Furthermore, the response time and long-term stability were also investigated and are summarized in Supplementary Figure S16. The obtained ECD attained up to 90% of the coloring in 20 s with a significant ΔT and exhibited high electrochemical reversibility even over 5 h in the switched-on state. These results illustrate a novel and facile approach for tuning the transmission regions from highly transparent (T>65%) to ‘truly black’ (T<5%), as shown in Figure 6, and for tuning the electrochromic stability, indicating the high potential for this device for use in transparent displays and related optical devices.

Figure 6
figure 6

Ultraviolet–visible–near-infrared (UV–vis–NIR) spectra of the Blending-A electrochromic device (ECD; air as reference; coated area: 25 mm × 20 mm; thickness: 1 μm; containing 0.5 mg heptyl viologen (HV) as a cathodic electrochromic material (ECM)) in propylene carbonate with 3 wt% LiBF4 as the supporting electrolyte.

Conclusions

A high-performance ECD was successfully fabricated from three different types of electrochromic materials, TPPA-PA, TPB-PA and HV. By introducing HV as an efficient charge-trapping layer, the working voltage was greatly reduced, and the performance of the overall system was also enhanced.
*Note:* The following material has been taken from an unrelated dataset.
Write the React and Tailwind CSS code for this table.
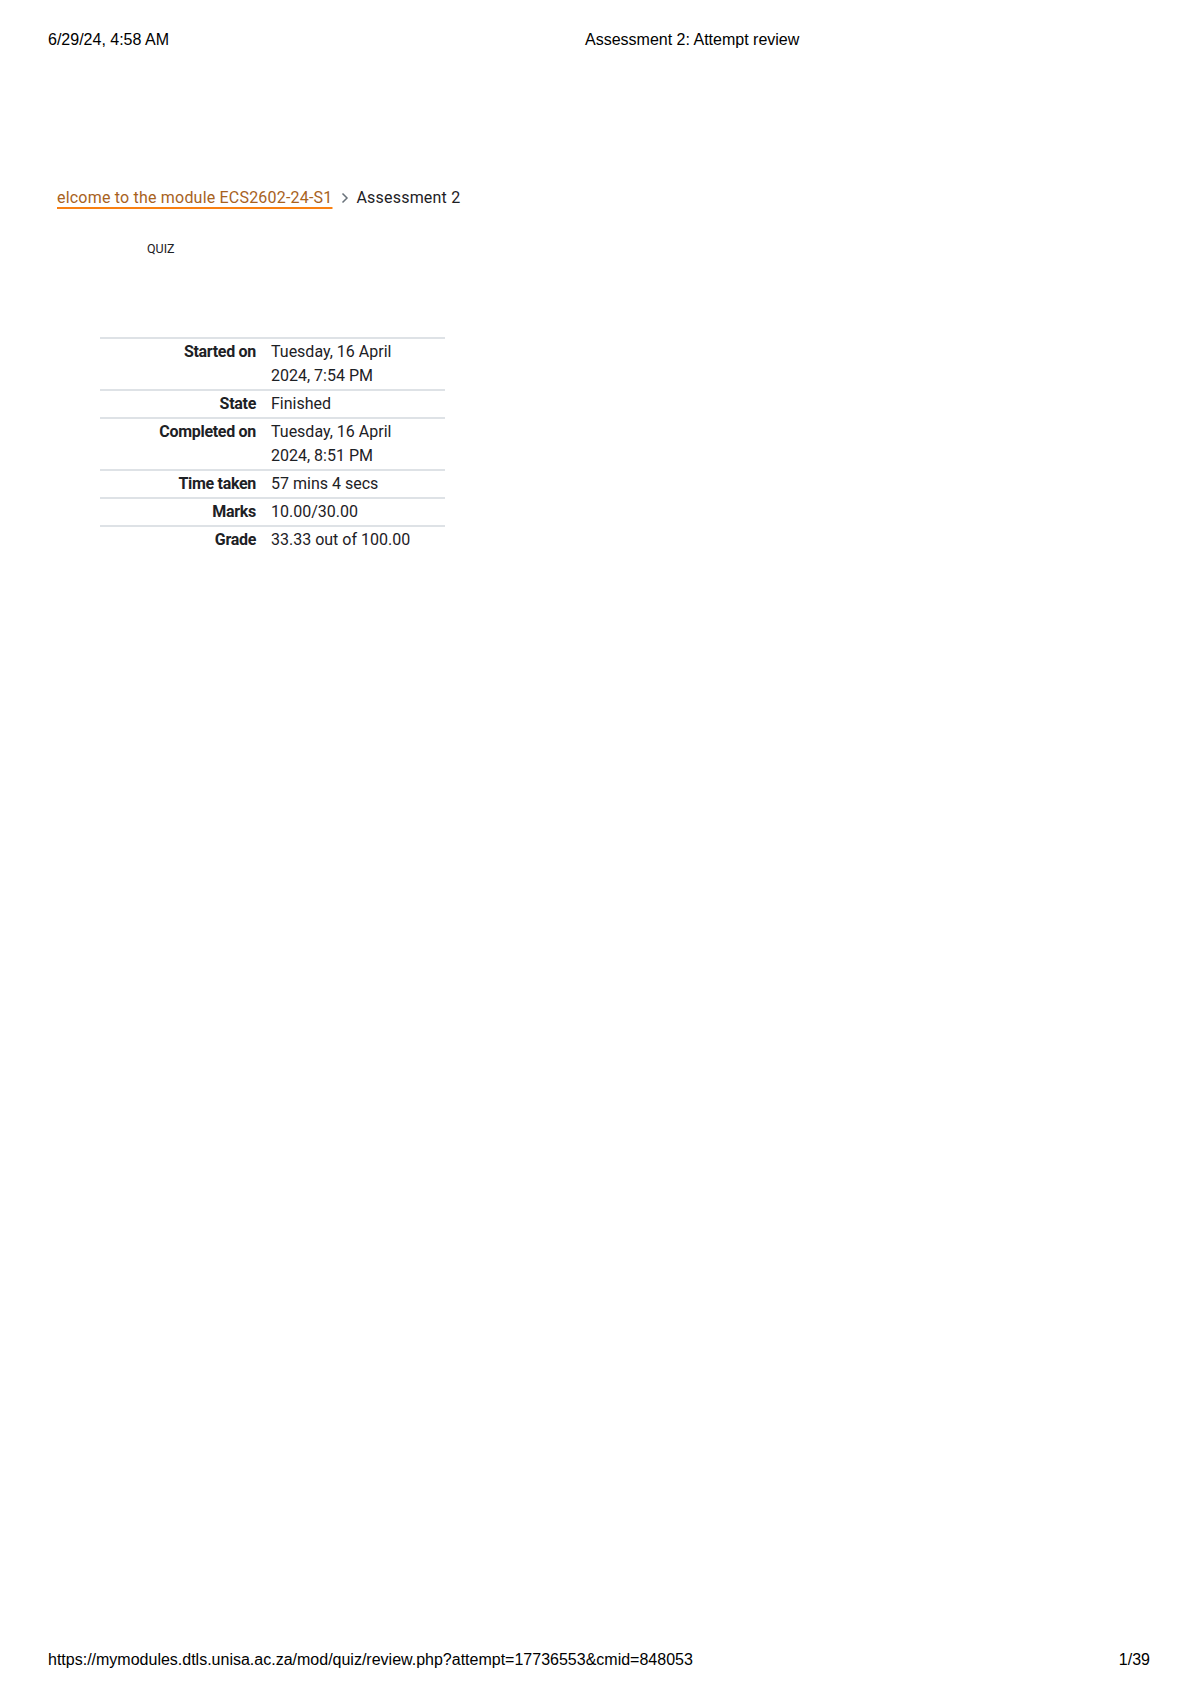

The Blending-A ECD system exhibited a ultra-high contrast from the bleaching state (highly transparent neutral form), with transmittance in the visible region >65%, to the colored state (‘truly black’ redox form), with transmittance of only <5% in both the visible and NIR regions. High ΔL* (81) and ΔT (60.0% in the visible region) were achieved by the colorless ECD. Thus, this ambipolar system with a low driving voltage and a high optical contrast ratio in both the visible and NIR regions could be claimed to be a truly ‘transmissive-to-black’ ECD, implying the great potential of this device as a shutter for transparent displays and energy-saving devices.

scheme 1

Synthesis of the polyamides (film thickness: 25 μm).